Copy out each line that mentions the word "React".

The input –

_ _ _ _

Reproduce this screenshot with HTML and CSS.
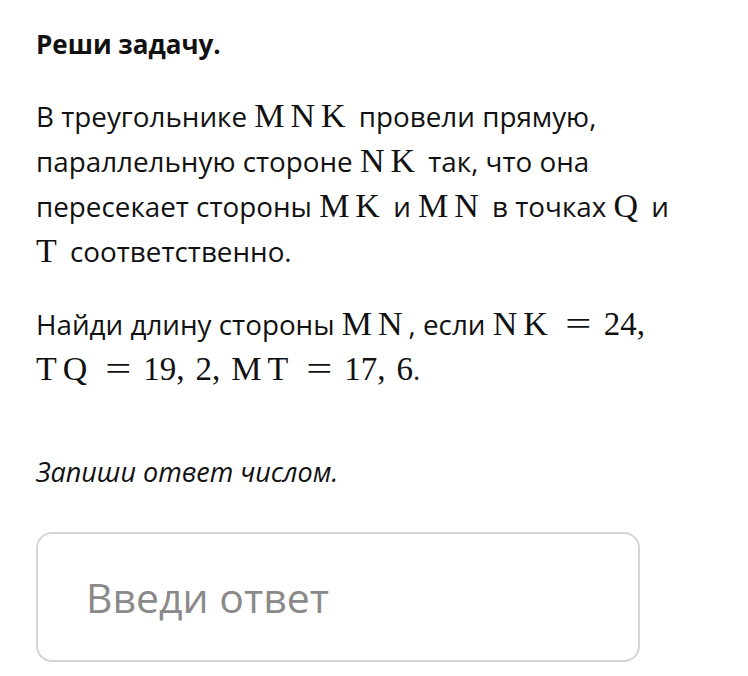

_ _ _ _

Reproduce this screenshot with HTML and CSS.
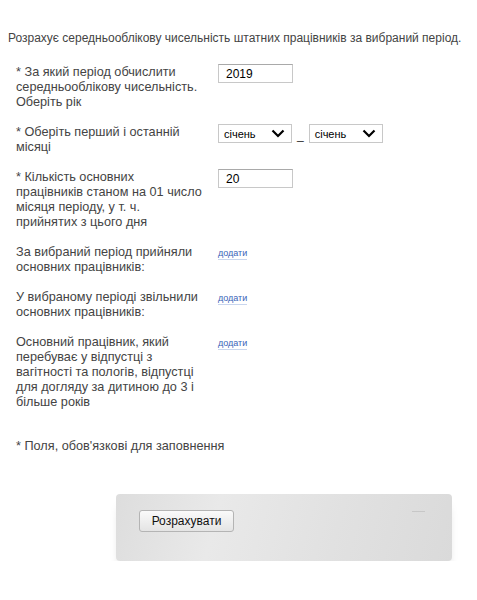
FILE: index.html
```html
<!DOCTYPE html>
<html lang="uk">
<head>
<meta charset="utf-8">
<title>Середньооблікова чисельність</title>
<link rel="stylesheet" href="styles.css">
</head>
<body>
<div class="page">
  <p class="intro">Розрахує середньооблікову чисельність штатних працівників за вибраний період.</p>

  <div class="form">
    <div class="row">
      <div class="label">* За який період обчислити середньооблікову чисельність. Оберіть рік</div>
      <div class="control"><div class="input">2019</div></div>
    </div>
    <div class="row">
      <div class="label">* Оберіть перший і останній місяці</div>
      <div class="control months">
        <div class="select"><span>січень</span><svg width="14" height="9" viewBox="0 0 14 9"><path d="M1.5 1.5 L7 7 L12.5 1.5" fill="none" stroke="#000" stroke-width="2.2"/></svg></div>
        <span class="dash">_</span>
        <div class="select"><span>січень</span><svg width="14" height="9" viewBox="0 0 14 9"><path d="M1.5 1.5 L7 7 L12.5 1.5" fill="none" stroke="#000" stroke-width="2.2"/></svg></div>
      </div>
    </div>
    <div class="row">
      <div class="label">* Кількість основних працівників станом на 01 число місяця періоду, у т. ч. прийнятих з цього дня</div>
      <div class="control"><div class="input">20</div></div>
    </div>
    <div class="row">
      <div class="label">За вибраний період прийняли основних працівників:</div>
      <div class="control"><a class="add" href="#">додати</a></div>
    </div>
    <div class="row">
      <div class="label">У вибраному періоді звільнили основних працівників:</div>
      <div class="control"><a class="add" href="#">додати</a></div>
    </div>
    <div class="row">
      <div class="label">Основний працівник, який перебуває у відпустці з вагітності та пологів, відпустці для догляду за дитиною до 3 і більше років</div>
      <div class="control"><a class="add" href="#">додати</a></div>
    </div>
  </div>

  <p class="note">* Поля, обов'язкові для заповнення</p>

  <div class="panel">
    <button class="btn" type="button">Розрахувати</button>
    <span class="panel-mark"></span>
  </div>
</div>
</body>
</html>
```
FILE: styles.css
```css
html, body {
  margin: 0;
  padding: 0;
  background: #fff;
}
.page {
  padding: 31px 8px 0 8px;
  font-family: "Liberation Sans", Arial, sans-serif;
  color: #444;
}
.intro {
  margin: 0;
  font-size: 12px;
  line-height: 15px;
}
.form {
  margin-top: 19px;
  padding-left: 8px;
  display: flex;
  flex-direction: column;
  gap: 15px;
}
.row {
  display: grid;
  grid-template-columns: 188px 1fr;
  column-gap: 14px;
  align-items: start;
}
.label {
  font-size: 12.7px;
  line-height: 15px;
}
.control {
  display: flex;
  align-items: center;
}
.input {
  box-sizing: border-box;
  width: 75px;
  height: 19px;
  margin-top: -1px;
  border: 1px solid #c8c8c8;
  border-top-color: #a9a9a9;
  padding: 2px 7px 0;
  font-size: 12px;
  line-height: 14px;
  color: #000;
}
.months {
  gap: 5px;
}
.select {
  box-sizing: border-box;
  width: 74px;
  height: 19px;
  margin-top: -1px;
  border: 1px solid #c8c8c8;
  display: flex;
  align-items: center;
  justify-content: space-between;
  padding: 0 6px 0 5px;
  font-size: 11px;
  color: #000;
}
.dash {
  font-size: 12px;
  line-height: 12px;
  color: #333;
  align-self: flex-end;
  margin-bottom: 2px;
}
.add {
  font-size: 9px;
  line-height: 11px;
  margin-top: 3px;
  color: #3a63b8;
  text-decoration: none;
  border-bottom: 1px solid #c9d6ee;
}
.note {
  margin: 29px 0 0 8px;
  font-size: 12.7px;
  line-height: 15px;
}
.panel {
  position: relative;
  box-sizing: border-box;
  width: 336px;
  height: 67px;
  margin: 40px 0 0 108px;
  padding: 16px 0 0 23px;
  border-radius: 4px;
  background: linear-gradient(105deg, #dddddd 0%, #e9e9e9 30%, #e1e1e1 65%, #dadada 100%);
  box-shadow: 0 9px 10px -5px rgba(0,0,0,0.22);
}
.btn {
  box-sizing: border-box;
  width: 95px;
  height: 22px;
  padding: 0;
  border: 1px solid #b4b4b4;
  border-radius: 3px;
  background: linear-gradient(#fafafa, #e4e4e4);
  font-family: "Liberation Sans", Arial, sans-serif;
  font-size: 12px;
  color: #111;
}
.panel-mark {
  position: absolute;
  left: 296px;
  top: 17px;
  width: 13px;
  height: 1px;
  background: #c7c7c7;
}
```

_ _ _ _

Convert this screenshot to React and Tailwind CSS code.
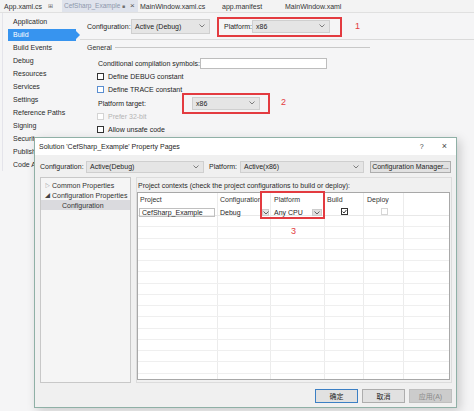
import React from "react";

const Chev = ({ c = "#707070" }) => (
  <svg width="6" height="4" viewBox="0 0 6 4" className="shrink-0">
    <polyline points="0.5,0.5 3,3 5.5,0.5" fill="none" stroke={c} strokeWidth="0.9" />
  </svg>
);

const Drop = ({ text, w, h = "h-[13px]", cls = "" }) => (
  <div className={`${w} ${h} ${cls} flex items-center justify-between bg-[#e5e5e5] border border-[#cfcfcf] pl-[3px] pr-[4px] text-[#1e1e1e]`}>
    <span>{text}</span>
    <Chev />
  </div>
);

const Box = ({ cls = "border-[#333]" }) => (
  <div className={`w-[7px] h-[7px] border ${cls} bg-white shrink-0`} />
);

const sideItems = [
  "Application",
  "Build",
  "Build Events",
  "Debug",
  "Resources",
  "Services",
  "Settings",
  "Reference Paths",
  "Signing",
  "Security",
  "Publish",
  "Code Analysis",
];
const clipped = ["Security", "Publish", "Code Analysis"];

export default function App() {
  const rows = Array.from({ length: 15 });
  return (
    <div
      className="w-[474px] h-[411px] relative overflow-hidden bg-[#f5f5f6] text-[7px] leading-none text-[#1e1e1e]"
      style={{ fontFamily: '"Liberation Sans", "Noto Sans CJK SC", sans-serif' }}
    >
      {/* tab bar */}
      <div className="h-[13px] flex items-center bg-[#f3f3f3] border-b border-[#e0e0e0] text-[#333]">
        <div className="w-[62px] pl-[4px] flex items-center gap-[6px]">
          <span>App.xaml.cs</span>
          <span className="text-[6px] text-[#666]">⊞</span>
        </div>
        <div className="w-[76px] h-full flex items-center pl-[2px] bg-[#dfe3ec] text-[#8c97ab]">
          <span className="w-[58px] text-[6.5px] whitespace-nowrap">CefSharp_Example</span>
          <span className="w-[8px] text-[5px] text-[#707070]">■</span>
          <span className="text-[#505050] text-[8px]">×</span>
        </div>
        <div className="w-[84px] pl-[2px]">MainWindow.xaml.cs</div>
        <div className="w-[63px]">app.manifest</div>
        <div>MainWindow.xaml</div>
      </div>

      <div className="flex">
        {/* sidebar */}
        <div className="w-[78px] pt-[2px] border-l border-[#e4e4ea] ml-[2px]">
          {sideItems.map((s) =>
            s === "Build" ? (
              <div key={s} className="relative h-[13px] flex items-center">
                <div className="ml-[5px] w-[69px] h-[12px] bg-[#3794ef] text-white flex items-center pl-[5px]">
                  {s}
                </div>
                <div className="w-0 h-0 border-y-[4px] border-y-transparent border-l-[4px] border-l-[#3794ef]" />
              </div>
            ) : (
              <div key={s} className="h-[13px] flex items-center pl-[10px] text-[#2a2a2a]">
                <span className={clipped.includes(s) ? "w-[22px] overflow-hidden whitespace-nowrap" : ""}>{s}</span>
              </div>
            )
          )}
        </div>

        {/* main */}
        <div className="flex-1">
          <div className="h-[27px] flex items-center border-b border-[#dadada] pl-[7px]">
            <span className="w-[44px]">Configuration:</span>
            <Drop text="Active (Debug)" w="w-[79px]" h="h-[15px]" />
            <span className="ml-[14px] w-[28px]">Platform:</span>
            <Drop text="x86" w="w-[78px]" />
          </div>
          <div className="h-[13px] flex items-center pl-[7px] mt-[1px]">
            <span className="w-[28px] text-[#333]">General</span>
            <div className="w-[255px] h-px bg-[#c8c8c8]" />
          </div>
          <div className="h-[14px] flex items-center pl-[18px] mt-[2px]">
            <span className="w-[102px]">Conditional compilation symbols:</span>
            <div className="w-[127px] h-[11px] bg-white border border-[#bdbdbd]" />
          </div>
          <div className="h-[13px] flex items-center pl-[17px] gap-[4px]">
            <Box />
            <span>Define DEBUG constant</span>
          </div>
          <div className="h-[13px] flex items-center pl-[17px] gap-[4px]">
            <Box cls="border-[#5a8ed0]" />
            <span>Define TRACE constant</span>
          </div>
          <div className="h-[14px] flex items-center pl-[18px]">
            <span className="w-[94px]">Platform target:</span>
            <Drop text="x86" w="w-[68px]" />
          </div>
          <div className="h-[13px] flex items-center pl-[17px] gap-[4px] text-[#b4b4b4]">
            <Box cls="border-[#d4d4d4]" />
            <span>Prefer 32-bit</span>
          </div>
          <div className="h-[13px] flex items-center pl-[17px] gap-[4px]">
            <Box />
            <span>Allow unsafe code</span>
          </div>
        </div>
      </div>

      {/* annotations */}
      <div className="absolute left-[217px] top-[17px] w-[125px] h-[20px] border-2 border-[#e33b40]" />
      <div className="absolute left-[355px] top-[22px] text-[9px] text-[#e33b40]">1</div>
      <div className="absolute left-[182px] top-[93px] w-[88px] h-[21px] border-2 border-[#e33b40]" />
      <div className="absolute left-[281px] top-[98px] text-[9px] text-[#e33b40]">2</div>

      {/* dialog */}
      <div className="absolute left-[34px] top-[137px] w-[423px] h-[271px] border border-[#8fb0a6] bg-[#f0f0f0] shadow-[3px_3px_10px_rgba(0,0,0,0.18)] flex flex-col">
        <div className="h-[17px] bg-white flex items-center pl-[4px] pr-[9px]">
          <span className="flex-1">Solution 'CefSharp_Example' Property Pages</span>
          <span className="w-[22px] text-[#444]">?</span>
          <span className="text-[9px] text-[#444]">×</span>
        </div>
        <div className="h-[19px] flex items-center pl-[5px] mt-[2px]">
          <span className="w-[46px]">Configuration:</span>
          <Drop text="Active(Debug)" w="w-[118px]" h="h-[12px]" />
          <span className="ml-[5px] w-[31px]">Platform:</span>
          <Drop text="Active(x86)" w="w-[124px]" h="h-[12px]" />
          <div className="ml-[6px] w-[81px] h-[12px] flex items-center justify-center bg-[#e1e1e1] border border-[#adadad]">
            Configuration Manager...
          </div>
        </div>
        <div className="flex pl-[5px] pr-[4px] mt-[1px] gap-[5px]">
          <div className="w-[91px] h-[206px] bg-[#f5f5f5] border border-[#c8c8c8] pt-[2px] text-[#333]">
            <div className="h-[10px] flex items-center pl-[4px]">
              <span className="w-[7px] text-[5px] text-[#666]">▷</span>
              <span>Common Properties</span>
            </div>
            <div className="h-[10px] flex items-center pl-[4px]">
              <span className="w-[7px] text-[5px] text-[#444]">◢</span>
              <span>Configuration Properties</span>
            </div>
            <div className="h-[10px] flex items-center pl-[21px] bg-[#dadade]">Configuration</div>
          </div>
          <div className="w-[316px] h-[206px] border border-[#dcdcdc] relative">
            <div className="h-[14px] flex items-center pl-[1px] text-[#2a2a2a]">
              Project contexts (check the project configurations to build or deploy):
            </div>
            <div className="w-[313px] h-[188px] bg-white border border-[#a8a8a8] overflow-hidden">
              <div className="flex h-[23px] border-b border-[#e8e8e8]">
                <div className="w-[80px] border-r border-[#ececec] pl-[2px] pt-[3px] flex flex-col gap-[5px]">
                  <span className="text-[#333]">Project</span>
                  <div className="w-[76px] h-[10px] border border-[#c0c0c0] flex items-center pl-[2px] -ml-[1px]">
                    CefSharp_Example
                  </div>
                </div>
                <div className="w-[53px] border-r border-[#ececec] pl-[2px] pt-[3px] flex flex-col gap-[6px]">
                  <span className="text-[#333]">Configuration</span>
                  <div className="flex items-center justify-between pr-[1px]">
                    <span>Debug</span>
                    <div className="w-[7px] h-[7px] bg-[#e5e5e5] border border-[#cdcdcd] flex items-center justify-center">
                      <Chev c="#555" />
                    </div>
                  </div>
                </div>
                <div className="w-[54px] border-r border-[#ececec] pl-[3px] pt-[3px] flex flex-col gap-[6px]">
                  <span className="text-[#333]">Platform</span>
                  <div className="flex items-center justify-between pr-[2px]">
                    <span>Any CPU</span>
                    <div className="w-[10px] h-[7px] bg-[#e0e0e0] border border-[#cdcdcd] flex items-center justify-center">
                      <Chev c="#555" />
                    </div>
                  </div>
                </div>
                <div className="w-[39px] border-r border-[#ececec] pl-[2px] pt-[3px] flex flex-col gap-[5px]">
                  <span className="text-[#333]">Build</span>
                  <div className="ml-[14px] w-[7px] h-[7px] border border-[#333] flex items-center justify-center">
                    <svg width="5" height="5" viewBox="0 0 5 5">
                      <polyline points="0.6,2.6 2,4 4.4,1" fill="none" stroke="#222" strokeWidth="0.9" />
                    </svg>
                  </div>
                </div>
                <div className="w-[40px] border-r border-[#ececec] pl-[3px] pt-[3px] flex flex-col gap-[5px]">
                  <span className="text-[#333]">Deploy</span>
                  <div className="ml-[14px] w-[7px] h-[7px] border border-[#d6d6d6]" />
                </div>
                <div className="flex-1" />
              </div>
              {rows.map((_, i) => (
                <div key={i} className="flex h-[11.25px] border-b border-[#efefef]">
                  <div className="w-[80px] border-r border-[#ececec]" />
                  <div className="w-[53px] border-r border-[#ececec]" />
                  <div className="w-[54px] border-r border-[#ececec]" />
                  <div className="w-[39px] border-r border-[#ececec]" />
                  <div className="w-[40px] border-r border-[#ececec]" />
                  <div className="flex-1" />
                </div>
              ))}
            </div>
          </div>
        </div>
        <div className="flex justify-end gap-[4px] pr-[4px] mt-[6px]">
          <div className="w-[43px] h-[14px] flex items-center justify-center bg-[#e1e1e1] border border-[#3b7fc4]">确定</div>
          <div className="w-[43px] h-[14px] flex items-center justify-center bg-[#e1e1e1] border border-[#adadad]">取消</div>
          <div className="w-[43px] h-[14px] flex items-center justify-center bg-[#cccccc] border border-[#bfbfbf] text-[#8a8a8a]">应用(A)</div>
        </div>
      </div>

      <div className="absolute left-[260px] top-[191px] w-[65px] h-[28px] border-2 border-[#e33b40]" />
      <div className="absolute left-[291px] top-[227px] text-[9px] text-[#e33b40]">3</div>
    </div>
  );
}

_ _ _ _

Finished task –
Convert this screenshot to React and Tailwind CSS code.
import React from "react";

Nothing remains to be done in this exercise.